Concern Over Online Communities Focused on Mental Illness: The LGBTQ-ifacation of Disordered Behavior

Let's get one thing straight before I delve into my concerns, I'm not. I am a biromantic, greysexual, agender person. I am very much queer and have been (consciously) since elementary school, when I had my bi awakening. I am speaking as a disordered, queer person here so I do, indeed, have some footing in this conversation.


I am... Slightly anxious over the approach to mental illness these days. I'm not going to sit here and hammer on about how, "Kids these days are unruly! Yadda Yadda, blarg blarg blarg!"- No, that's counter-productive and stupid. I am talking about how we, as a seemingly perpetual online society ala COVID, is now approaching mental illness.

The title of this blog sounds dumb because it is but also, I do not have a better way of communicating my point. I am slightly involved in a community online discussing a mental illness I suffer from. I am a lurker in these tags/forums but I read the posts there often because again, I suffer the disorder being discussed and I'd like to relate to somebody, ya know? But over the past couple years being involved with said community, I've noticed a surge in having pride over your disorder. That's great, you might think, but truthfully it makes me uncomfortable. I don't have issue with folks being open about their illness, in fact, I think it very brave! What I am uncomfortable with is... Disorder Pride Flags.

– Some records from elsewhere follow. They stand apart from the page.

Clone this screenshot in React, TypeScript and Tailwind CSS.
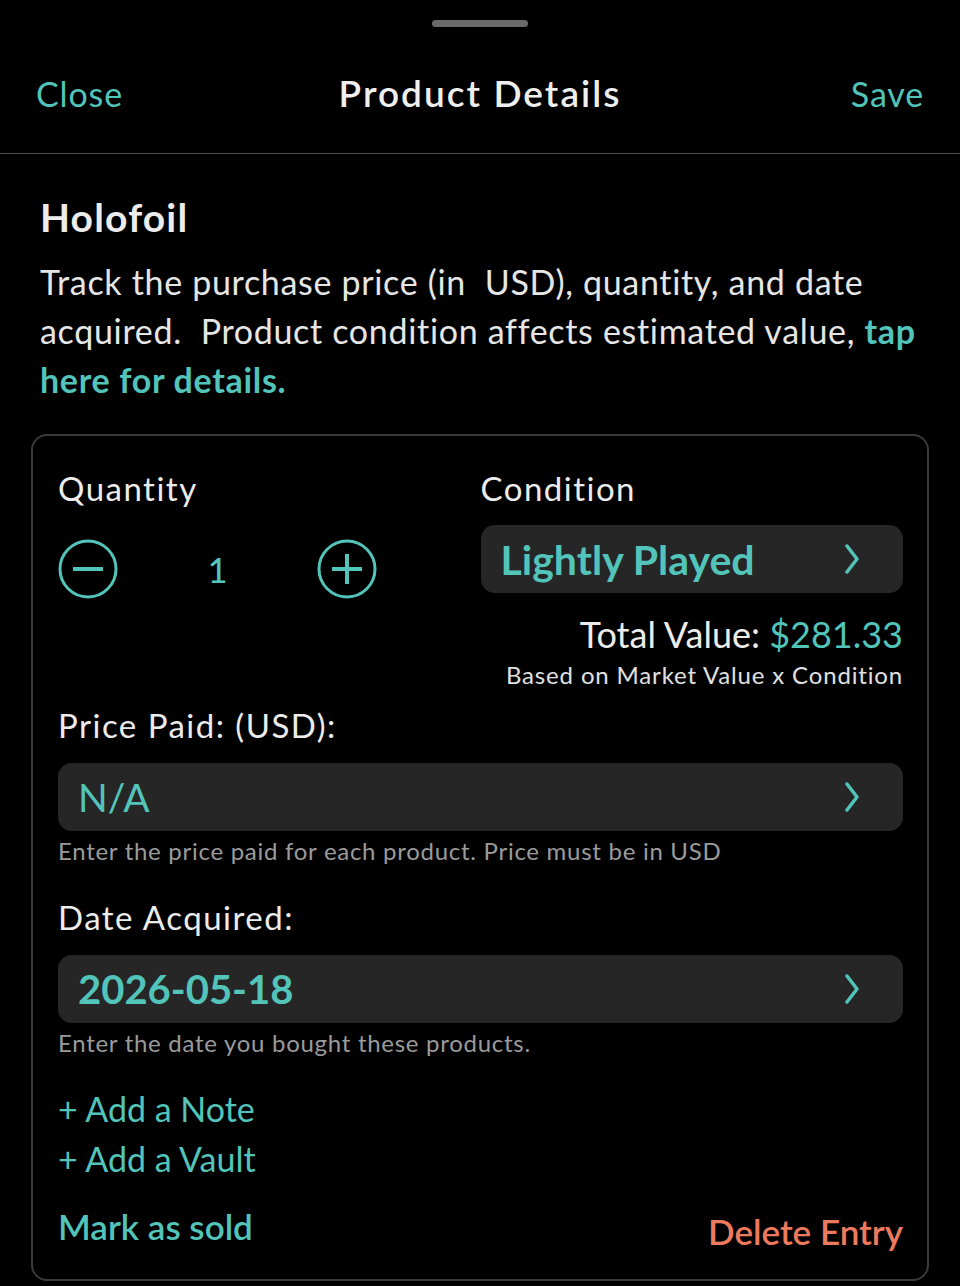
import React from "react";

const TEAL = "text-[#52c4b9]";

function Chevron() {
  return (
    <svg width="20" height="30" viewBox="0 0 20 30" fill="none">
      <polyline points="4,2 14,15 4,28" stroke="#52c4b9" strokeWidth="3.5" strokeLinecap="round" strokeLinejoin="round" />
    </svg>
  );
}

function CircleBtn({ plus }: { plus?: boolean }) {
  return (
    <svg width="60" height="60" viewBox="0 0 60 60" fill="none">
      <circle cx="30" cy="30" r="28" stroke="#52c4b9" strokeWidth="3" />
      <line x1="15" y1="30" x2="45" y2="30" stroke="#52c4b9" strokeWidth="4" />
      {plus && <line x1="30" y1="15" x2="30" y2="45" stroke="#52c4b9" strokeWidth="4" />}
    </svg>
  );
}

function PickerRow({ value, weight }: { value: string; weight: string }) {
  return (
    <div className="flex items-center justify-between h-[68px] rounded-[14px] bg-[#262626] pl-[20px] pr-[40px]">
      <span className={`${TEAL} leading-none ${weight}`}>{value}</span>
      <Chevron />
    </div>
  );
}

const LABEL = "text-[33px] leading-[40px] tracking-[0.045em]";
const HELP = "text-[24px] leading-[32px] tracking-[0.03em] text-[#9b9b9b]";

export default function App() {
  return (
    <div className="w-[960px] min-h-[1286px] bg-black text-[#ececec]" style={{ fontFamily: "Lato, 'Noto Sans', sans-serif" }}>
      <div className="h-[33px] pt-[20px] flex justify-center">
        <div className="w-[96px] h-[7px] rounded-full bg-[#6a6a6a]" />
      </div>
      <div className="h-[121px] grid grid-cols-[1fr_auto_1fr] items-center px-[36px] border-b border-[#4f4f4f]">
        <span className={`${TEAL} text-[34px] tracking-[0.025em]`}>Close</span>
        <span className="text-[37px] font-semibold tracking-[0.055em] text-[#efefef]">Product Details</span>
        <span className={`${TEAL} text-[34px] tracking-[0.025em] text-right`}>Save</span>
      </div>

      <div className="px-[31px]">
        <div className="px-[9px] pt-[41px]">
          <h1 className="text-[39px] font-bold leading-[44px] tracking-[0.03em]">Holofoil</h1>
          <p className="mt-[18px] text-[34px] leading-[49px] tracking-[0.02em] text-[#e6e6e6]">
            Track the purchase price (in&nbsp; USD), quantity, and date acquired.&nbsp; Product condition affects estimated value,{" "}
            <span className={`${TEAL} font-bold`}>tap here for details.</span>
          </p>
        </div>

        <div className="mt-[30px] border-2 border-[#3a3a3a] rounded-[16px] pl-[25px] pr-[24px] pt-[32px] pb-[31px]">
          <div className="grid grid-cols-2">
            <div>
              <div className={LABEL}>Quantity</div>
              <div className="mt-[31px] flex items-center">
                <CircleBtn />
                <span className={`${TEAL} w-[199px] text-center text-[34px] font-medium`}>1</span>
                <CircleBtn plus />
              </div>
            </div>
            <div>
              <div className={LABEL}>Condition</div>
              <div className="mt-[17px]">
                <PickerRow value="Lightly Played" weight="text-[41px] font-bold" />
              </div>
            </div>
          </div>

          <div className="mt-[15px] text-right">
            <div className="text-[36px] leading-[40px]">
              Total Value: <span className={TEAL}>$281.33</span>
            </div>
            <div className="mt-[4px] text-[24px] leading-[34px] tracking-[0.035em] text-[#e0e0e0]">
              Based on Market Value x Condition
            </div>
          </div>

          <div className={`mt-[13px] ${LABEL}`}>Price Paid: (USD):</div>
          <div className="mt-[18px]">
            <PickerRow value="N/A" weight="text-[39px] font-normal" />
          </div>
          <div className={`mt-[4px] ${HELP}`}>Enter the price paid for each product. Price must be in USD</div>

          <div className={`mt-[30px] ${LABEL}`}>Date Acquired:</div>
          <div className="mt-[18px]">
            <PickerRow value="2026-05-18" weight="text-[40px] font-bold" />
          </div>
          <div className={`mt-[4px] ${HELP}`}>Enter the date you bought these products.</div>

          <div className={`mt-[25px] ${TEAL} text-[34px] leading-[50px]`}>
            <div>+ Add a Note</div>
            <div>+ Add a Vault</div>
          </div>

          <div className="mt-[20px] flex items-end justify-between">
            <span className={`${TEAL} text-[35px] font-semibold leading-[44px]`}>Mark as sold</span>
            <span className="text-[#ee7a5e] text-[35px] font-semibold leading-[44px] translate-y-[5px]">Delete Entry</span>
          </div>
        </div>
      </div>
    </div>
  );
}
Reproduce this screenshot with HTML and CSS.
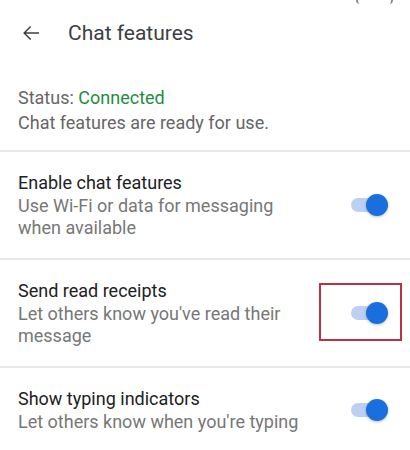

I feel that being LGBTQ+ and being mentally ill are adjacent but not fully intertwined. Let me explain... As a queer kid, you feel different. You might not always know how you're different, but you know. This difference can lead to exclusion, bullying, and sometimes, punishment if you come from a particularly unaccepting household. These scenarios create trauma and trauma can lead to mental illness. So you see the correlation there, yes? But that's all it is, correlation, not causation. Queerness does not inherently mean mentally ill. They can overlap, but not always.Β 

Pride Flags are a way of communication, they say, in my opinion, "Look! I am queer, I am human, I am not ashamed, your oppression cannot change me!" It can be argued that disordered people are merely doing the same thing, proclaiming their unashamed existence... I am still uncomfortable with that notion because it feels like it's hijacking the idea of Pride? Is that not a sort of appropriation? I am unsure how to phrase this all too well, but autism be damned, I'm going to try!

I feel it in the same vein as white women stealing talking points from BIPOC and translating it to white feminism. It's kind of scummy, right? It's something that happens a lot and deserves calling out, rightfully so.

I'm not calling for my fellow mentally ill peeps out there to stop using Pride Flags relating to their disorder, merely just expressing my own reason for being uncomfortable with the concept. This blog entry is not meant to be a "callout" - it's just something onΒ  my mind and something I wanted to attempt to write out for my personal musing. Blarg blarg blarg.